以上述べたことは,本書の原稿を熟読し,特に「21世紀を拓く『ことばの力』の育成」の研究構造図を見せていただき,そこに散りばめられているキーワードを引用しながらまとめたものである。この研究構造図と本書に紹介されている理論や実践を照応してみると,そこに21世紀を拓く教育の高い理念があり,国語科教育のあるべき像が描き出される。また未来社会に生きる子どもたちの姿も描くことができて期待がふくらむ。山口県小学校教育研究会・国語部の先生方の教育への高い理念と,熱い情熱や子どもたちへの深い愛に共感・感動である。新時代に対応しつつ,教育者・研究者としての生き方に頭の下がる思いである。

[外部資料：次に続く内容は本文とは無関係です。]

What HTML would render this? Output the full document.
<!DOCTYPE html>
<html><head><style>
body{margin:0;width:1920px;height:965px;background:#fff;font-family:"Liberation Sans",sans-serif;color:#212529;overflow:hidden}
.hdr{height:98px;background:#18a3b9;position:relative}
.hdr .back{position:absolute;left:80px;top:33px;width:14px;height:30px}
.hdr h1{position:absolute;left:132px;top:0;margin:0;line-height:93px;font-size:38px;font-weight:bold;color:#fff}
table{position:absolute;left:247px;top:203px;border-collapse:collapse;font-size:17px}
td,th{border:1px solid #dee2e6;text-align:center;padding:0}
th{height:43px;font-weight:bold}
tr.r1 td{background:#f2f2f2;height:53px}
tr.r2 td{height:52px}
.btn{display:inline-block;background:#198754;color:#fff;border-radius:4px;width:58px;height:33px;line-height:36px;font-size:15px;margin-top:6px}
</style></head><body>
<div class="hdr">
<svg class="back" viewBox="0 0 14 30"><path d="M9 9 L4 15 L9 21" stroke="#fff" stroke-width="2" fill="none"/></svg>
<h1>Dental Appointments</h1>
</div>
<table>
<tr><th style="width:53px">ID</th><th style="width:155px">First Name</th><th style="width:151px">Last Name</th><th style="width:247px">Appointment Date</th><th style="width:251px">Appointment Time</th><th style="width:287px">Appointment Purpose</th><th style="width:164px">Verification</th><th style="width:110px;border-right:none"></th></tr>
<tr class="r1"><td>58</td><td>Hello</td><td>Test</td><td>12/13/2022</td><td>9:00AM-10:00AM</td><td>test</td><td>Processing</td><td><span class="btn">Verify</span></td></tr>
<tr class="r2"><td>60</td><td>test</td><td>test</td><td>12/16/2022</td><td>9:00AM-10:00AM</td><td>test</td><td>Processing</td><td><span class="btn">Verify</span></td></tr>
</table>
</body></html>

全小国研の山口(徳山)大会は,中教審・教課審の精神を的確に受け止め,地域の特色を生かした先導的な研究である。藤原宏堂先生をはじめ,皆様の努力の結晶によって,永い年月にわたって築き上げた輝く歴史と伝統を継承し,しかも研究部の独自性を発揮して,21世紀の国語科教育を創造していく価値ある情報を全国に発信した。全小国研が築いてきた研究の歴史にも貴重なページを加えていただいたことに深く感謝するものである。企画から出版まで,終始ご尽力いただいた,明治図書出版企画室代表の江部満様に心からお礼申し上げる次第である。